Que fácil para Joxean Fernández, conhecido na praça pela alcunha de Matxín, ter fôlego e fartura de certeza no cume de Angliru, fresco por não lhe competir pedalar, para dizer agora sim, "estamos todos com o João", ora bem, palavras de diretor para quem dirige escassos minutos volvidos do João de quem falava ser um João estrondoso, histórico e indomável a tomar de assalto a "subida mais difícil do mundo", estas as palavras dele, do português que pôs a sua cara de possuído e puxou por Jonas Vingegaard com tamanha pujança que o extraterrestre dinamarquês se manteve na sua ronda em vez de tentar despegar dela.
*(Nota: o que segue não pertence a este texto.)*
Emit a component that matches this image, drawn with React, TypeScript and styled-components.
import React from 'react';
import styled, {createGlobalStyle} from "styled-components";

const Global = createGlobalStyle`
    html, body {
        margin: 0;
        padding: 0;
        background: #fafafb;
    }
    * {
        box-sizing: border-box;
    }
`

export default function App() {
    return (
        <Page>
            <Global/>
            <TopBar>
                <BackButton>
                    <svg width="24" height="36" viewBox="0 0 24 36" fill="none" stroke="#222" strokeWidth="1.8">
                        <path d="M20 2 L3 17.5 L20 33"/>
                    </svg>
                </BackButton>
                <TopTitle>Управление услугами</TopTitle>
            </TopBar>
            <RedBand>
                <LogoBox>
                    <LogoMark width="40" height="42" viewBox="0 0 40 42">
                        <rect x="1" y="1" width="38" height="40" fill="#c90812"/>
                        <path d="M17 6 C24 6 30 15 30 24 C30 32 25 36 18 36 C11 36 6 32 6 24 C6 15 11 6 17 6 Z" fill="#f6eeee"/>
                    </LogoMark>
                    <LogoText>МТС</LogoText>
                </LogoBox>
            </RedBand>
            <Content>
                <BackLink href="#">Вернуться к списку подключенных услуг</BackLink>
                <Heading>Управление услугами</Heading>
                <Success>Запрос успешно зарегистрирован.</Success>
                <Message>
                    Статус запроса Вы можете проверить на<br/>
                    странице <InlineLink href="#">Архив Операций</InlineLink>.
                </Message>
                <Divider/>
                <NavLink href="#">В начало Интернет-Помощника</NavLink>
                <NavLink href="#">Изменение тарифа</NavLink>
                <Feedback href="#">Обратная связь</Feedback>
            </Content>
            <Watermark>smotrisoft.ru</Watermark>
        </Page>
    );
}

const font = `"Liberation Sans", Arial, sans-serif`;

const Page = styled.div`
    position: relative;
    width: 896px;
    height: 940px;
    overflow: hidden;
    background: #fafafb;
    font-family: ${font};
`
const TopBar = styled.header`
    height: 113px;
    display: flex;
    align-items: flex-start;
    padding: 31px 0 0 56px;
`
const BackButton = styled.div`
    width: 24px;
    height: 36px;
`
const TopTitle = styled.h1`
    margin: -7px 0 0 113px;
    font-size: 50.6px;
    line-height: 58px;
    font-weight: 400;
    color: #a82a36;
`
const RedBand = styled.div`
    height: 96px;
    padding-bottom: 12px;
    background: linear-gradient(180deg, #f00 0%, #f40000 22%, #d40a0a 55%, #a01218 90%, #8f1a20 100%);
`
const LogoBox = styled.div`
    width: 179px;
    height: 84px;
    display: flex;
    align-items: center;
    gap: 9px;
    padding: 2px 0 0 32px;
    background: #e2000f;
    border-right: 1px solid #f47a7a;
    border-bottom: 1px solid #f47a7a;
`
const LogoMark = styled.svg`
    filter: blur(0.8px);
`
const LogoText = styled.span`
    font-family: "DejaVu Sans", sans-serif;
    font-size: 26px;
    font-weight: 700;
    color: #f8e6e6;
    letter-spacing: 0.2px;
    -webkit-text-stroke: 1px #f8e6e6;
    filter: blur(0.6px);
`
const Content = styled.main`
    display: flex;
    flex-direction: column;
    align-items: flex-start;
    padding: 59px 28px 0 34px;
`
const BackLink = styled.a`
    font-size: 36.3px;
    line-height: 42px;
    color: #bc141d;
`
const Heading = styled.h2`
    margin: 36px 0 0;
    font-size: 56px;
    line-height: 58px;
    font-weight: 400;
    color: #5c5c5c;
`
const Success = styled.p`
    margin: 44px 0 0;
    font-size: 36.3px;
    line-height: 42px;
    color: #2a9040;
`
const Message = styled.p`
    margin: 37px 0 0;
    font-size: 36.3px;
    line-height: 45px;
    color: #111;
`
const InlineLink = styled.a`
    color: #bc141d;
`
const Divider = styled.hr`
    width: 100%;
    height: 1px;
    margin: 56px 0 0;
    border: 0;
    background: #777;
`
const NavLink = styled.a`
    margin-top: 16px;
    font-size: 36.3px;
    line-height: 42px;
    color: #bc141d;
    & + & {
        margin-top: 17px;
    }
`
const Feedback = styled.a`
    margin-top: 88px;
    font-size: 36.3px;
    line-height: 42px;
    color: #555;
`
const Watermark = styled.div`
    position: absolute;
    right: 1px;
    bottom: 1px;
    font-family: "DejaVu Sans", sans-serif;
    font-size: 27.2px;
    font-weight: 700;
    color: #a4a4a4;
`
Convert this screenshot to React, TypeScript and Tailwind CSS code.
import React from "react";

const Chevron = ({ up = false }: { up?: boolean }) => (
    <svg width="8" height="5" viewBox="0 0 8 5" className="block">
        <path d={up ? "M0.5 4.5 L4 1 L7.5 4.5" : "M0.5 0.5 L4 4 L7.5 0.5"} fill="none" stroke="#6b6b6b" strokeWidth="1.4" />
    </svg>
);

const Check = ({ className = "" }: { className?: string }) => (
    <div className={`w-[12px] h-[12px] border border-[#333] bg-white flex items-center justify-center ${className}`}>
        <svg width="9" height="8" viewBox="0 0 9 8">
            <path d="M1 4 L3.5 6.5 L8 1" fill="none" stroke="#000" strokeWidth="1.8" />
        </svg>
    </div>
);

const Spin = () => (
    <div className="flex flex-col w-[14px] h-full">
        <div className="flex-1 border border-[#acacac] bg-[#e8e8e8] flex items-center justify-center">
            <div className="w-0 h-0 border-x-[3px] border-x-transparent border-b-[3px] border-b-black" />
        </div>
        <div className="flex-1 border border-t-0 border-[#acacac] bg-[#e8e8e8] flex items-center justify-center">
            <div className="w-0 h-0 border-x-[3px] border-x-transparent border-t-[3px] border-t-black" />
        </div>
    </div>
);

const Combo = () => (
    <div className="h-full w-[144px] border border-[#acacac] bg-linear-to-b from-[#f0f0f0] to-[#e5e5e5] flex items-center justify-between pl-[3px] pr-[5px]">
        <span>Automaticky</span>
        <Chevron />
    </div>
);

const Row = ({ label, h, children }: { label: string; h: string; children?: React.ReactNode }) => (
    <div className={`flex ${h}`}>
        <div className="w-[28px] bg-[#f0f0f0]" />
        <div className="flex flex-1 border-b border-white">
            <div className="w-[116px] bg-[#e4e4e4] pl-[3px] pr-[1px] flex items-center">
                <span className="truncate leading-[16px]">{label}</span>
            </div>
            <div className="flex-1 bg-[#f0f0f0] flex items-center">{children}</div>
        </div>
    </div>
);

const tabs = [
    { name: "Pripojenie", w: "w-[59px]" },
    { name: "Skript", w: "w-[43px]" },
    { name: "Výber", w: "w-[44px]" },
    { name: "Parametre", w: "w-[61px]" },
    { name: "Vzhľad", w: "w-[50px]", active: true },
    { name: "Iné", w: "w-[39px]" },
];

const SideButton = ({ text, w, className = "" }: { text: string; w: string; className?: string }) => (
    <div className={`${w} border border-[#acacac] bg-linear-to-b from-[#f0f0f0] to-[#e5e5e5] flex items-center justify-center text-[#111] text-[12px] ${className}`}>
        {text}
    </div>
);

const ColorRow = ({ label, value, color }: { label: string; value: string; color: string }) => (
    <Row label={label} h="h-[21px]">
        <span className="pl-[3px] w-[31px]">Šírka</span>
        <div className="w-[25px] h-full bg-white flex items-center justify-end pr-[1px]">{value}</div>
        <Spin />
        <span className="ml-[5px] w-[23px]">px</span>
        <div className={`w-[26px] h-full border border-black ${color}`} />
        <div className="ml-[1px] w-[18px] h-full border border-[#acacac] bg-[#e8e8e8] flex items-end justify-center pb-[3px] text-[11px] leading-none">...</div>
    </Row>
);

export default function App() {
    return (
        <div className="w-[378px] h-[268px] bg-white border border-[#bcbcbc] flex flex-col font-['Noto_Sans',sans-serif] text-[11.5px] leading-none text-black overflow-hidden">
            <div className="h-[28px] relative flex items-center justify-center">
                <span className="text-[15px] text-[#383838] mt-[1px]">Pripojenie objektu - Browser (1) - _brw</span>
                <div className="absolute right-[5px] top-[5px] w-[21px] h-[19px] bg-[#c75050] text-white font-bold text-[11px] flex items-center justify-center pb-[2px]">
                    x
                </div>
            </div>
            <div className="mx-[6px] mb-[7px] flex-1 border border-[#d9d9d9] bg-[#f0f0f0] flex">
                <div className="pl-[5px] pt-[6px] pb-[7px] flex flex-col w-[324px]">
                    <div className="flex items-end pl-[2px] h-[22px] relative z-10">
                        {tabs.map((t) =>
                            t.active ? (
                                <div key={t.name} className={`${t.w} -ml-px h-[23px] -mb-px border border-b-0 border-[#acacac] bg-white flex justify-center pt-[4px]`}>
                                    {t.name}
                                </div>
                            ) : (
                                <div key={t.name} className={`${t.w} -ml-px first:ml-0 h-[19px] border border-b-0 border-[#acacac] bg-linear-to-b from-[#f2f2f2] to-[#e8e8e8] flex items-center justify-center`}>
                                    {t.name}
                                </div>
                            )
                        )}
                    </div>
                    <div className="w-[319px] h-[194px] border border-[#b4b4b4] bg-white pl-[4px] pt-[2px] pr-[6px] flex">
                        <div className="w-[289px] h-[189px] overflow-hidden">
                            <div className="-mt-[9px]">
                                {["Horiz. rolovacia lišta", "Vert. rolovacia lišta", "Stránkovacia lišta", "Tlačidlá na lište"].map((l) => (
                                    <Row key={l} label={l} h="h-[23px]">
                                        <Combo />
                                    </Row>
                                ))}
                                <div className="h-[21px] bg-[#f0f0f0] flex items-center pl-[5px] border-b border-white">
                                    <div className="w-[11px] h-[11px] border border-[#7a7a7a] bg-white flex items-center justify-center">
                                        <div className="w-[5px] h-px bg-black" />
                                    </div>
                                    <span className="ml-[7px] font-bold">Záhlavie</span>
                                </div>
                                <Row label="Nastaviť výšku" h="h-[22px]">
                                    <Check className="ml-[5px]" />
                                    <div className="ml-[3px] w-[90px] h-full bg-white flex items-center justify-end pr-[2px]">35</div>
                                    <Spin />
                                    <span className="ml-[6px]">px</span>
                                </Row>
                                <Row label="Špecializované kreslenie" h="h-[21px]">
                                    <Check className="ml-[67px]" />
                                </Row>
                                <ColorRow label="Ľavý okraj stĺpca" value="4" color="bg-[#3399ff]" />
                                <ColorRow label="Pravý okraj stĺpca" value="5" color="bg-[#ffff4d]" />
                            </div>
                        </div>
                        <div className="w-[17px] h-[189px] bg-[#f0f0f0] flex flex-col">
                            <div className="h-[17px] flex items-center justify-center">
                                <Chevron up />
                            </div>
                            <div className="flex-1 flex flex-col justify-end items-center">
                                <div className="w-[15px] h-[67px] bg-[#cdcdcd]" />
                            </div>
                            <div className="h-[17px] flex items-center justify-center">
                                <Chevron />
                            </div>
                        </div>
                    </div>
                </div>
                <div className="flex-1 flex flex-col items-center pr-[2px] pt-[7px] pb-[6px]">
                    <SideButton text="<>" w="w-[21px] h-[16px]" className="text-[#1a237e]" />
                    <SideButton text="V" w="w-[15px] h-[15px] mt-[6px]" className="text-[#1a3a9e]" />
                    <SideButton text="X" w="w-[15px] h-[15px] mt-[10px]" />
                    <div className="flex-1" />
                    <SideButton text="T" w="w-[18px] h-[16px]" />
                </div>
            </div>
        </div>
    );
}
A fenomenal vitória de João Almeida no pico da Vuelta nas Astúrias, na sexta-feira, arrancou do chefe da desgarrada UAE Emirates uma raridade. Para fora ainda não demonstrara até então querer encurtar a rédea a Juan Ayuso e aos restantes preocupados com zarpar em fugas para ganharem etapas sozinhos, deixando o português solitário só com o seu esforço, sem o trabalho coletivo que enfim teve, a sério, nesta 14.ª etapa que era para atacar o alto da La Farrapona.
Sem as abissais pendentes da véspera, mas acabando a mais de 1700 metros, o líder já sem espinhas da UAE teve a equipa a pedalar a bem dele, com a etapa a empinar, até o próprio Ayuso, já com destino selado para mudar de equipa, predispôs-se a servir o português, cravando um ritmo ao pelotão que fatiou bicicletas à maralha a cada pedalada na perseguição aos fugitivos que sobravam das naifadas que a subida a San Lorenzo, a primeira de 1.ª categoria da tirada, deu ao grupo de teimosos fugitivos.
Quando o espanhol largou o trabalho e se deixou ir, sobravam à volta de 15 ciclistas (todos os 10 primeiros da geral, à exceção de Giulio Ciccone) no que à falta de melhor se continuou a chamar pelotão.
Quando iniciaram a ascensão final, neste dia que era o hoje a partir do qual Matxín garantira "não vamos estar nas fugas", havia Marc Soler, com a licra da UAE, a puxar pela fuga do dia, uma contradição com rodas na equipa que lá atrás, já na inclinação média de 5,3% da La Farrapona, tinha Jay Vine e Felix Großschartner a laborarem por João Almeida. Pode ter sido um bluff, as bicicletas também pode ter mind games, a menos de cinco quilómetros da meta ainda restava a solidão de Soler na frente.
Mais premente nas atenções de João Almeida era manter-se perto, caso não fosse possível fugir-lhes no alcatrão, de Jonas Vingegaard, o camisola vermelha com quem se teve de preocupar sozinho nos 2,5 quilómetros finais, após as pernas de Großschartner cederem. A prioridade do português era se não fosse possível encurtar, pelo menos manter a perseguição ao dinamarquês nos 46 segundos. Percebendo que a etapa já não seria deles, sobravam as possíveis bonificações.
E Hindley deu um esticão no grupo, João foi atrás, Jonas naturalmente acompanhou e de novo na sombra do português, teimoso e persistente como na véspera. A tirada seria mesmo para Marc Soler, a quarta que venceu na sua história pessoal com a Vuelta, a sétima para a UAE Emirates que vendera ao mundo já não estar aí para fugas. Com cara de sofrimento, boca aberta e dentes de fora, Almeida foi quem atacou os dois segundos de retribuição que dariam um 2.º lugar, mas, ao contrário de Angliru, o líder da corrida fez-se sorrateiro e ultrapassou João nas últimas.
Assim a curta diferença entre Vingegaard e o batalhador português que o persegue engordou ligeiramente, para os 48 segundos, no dia em que a equipa de João Almeida que se ia deixar de fugas chegou aos 50% das etapas desta Vuelta ganhas ao mostrar que as palavras de quem a chefia, pelos vistos, não são de fiar.